Change, however, does not happen overnight. It is wishful thinking to expect that sustainable transition will occur quickly. Rather than being ‘one simple transaction’, it is an evolving process – especially when it involves sweeping structural changes for business infrastructure and the global economy. Transitioning is also a learning process. A coordinated and coherent approach must be developed, taking the specific needs of industries, sectors, geographies and cultures into consideration.

Sustainable transition should not be limited to the energy transition but should also include other environmental challenges, such as nature-related issues. According to the Intergovernmental Panel on Climate Change, agriculture, forestry and other land use contribute around 23% to global greenhouse gas emissions. Accounting for nature is therefore essential to achieving net-zero goals.

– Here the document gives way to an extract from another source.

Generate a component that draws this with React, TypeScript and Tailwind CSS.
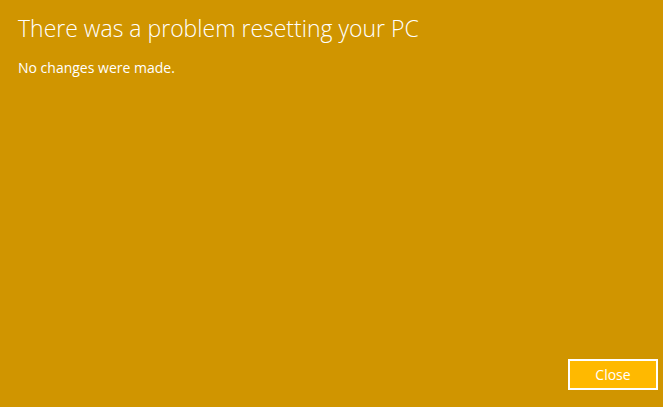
export default function App() {
  return (
    <div
      className="w-[663px] h-[407px] bg-[#d09500] text-white flex flex-col px-[18px] pt-[12px] pb-[17px]"
      style={{ fontFamily: '"Open Sans", "Noto Sans", sans-serif' }}
    >
      <h1 className="text-[23px] font-light leading-[32px]">There was a problem resetting your PC</h1>
      <p className="mt-[14px] text-[14px] leading-[20px]">No changes were made.</p>
      <div className="mt-auto flex justify-end -mr-[13px]">
        <button className="w-[90px] h-[31px] border-2 border-white bg-[#ffb900] text-[14px] text-white">
          Close
        </button>
      </div>
    </div>
  );
}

The need for a social aspect of transition

A successful and comprehensive sustainable transition can only work if it also has a social dimension.

Structural changes brought about by the sustainable transition can pose several socio-economic challenges. Moving to a more sustainable world creates multi-dimensional transition risks, such as disrupted supply or operations chains, reduced productivity or uneven market competitiveness. Transforming hard-to-abate industries could also lead to the displacement of workers, loss of income and marginalisation of regions.

The social implications of transition cannot be ignored and these challenges need to be financed in the context of the other dimensions of sustainability – economic, environmental and governance. If well managed and financed, the sustainable transition can be a powerful catalyst for job creation, job upgrading, social justice and poverty eradication.

However, the financing needs are huge and efforts need to pick up speed. Trillions need to be mobilised for the sustainable transformation of our economy and society. This cannot be financed solely by public money. Capital markets must be on board so that private capital can be allocated to transformational projects and business models. This capital is also needed to mitigate the social and economic risks of transition.

No need to reinvent the wheel

The financial sector can play an important role in accelerating the transition through capital and risk-mitigating mechanisms. We already have various instruments and the knowledge required to reflect comprehensive transition in capital markets. Take the fixed income market as an example. Transition bonds are a relatively new fixed income instrument that has joined the ranks of use-of-proceeds sustainable bonds. So far, they have been issued exclusively by the real economy.

However, a transition bond issued by a sovereign and tied to the Just Transition Principles would be an ideal instrument to simultaneously map and finance the environmental and social dimensions of transition. With the Green Bond Principles, the Social Bond Principles, the Sustainability Bond Guidelines and the Climate Transition Finance Handbook of the International Capital Market Association, various guidelines are already available on the market for structuring such a bond.

Many investors also see target-linked structures as a suitable instrument for just transition financing. Target-linked bonds are forward-looking and performance-orientated financial instruments in which issuers explicitly commit to future improvements in sustainability criteria within a predefined timeframe.

Sustainability development is measured using key performance indicators and evaluated against sustainability performance targets. The financing costs of target-linked bonds are linked to the (non-)achievement of these targets. If the issuer fails to meet them, financing becomes more expensive. In the case of a sovereign transition-linked bond, it would be conceivable, for example, to complement an environmental KPI like the reduction of GHG emissions with a social KPI like job generation.

Investor appetite to finance the transition is growing. In September last year, Ostrum Asset Management announced the launch of Ostrum Global Sustainable Transition Bonds, the first bond fund with a global investment universe devoted to the just transition. Two years ago, Union Investment launched the UniESG transformations rating – a proprietary forward-looking rating approach to identify corporates, which can benefit greatly from the transition. All relevant players in the capital market must work together to build a pathway to a successful sustainable transition.